Come? Cercando di estendere l'impiego dei farmaci non solo agli ammalati ma anche ai soggetti sani. Alcuni anni or sono il presidente di un'importante multinazionale farmaceutica aveva auspicato che un giorno la farmacologia potesse aiutare anche ... chi sta bene! Be', di quell'auspicio si possono già riscontrare alcuni esempi nella realtà. Penso all'ormone della crescita: questo ritrovato ha sicuramente rappresentato un formidabile ausilio per il trattamento dei bambini che, carenti dell' ormone, non potevano crescere e restavano di statura molta bassa. Ma non è mancata la tentazione di utilizzare questa sostanza ormonale anche nei bimbi che, pur di normale altezza, non mostravano una crescita ritenuta "soddisfacente" dai genitori. In altre parole, si è passati da uno strumento terapeutico a un trattamento quasi estetico (oppure atletico).
Del resto, quanti prodotti sono stati e vengono sfruttati dagli atleti per incrementare le personali performance ... L'eritropoietina (il famoso EPO) svolge una funzione utile per la terapia di alcune forme di anemia, perché incrementa la produzione dei globuli rossi e quindi il trasporto di ossigeno ai tessuti, ma è stata utilizzata e continua a essere impiegata negli atleti, tipicamente nei ciclisti, per permettere al cuore di lavorare con più ossigeno, e quindi più velocemente, e di trasferire ai muscoli una maggiore quota di sangue.
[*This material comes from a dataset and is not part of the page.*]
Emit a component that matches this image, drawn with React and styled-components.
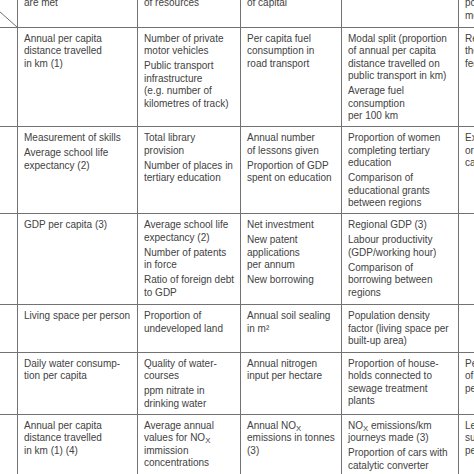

Ancora più evidente è la tendenza attuale a ridurre il colesterolo con l'impiego delle statine non solo nei soggetti alle prese con una manifesta ipercolesterolemia, ma anche negli individui sostanzialmente sani, con l'idea che comunque un colesterolo più basso della norma non possa che rappresentare un vantaggio. Ancora più preoccupante è l'impiego dei farmaci psicotropi, e in particolare gli stimolanti, per elevare le prestazioni intellettuali, riducendo la fatica, migliorando l'umore, incrementando la memoria. Classico è il caso del metilfenidato, autorizzato per il trattamento dei bimbi affetti da ADHD, il disturbo da deficit di attenzione e iperattività, ma praticamente esteso anche ai piccini assolutamente normali, che sono soltanto un po' vivaci. E che semmai avrebbero bisogno di una maggiore cura da parte dei genitori, anziché di farmaci ...
In fondo si potrebbe obiettare: ma che male c'è? Riuscire a ottimizzare le capacità dell'individuo può essere un vantaggio per tutti, no? Non c'è dubbio, ma la questione non è così semplice,perché intanto tutti i vari trattamenti vengono praticati senza che vi siano prove di reale efficacia, e soprattutto non bisogna dimenticarsi che i farmaci non sono solo forieri di benefici: gli effetti tossici si annidano sempre dietro l'angolo. 1'eritropoietina? Può rendere viscoso il sangue e generare trombosi. L'ormone della crescita potrebbe spianare la strada a un diabete. E le statine? Anche qui bisogna fare i conti con l'eventuale comparsa di diabete e dolori muscolari.
E i miei sono solo alcuni esempi. Ora, se si può tollerare qualche effetto collaterale quando si tratta di affrontare una malattia seria, è difficile accettare le stesse conseguenze quando si è sani. Meditiamoci sopra. Perché ne sono convinto: in futuro le pillole per chi sta bene si moltiplicheranno.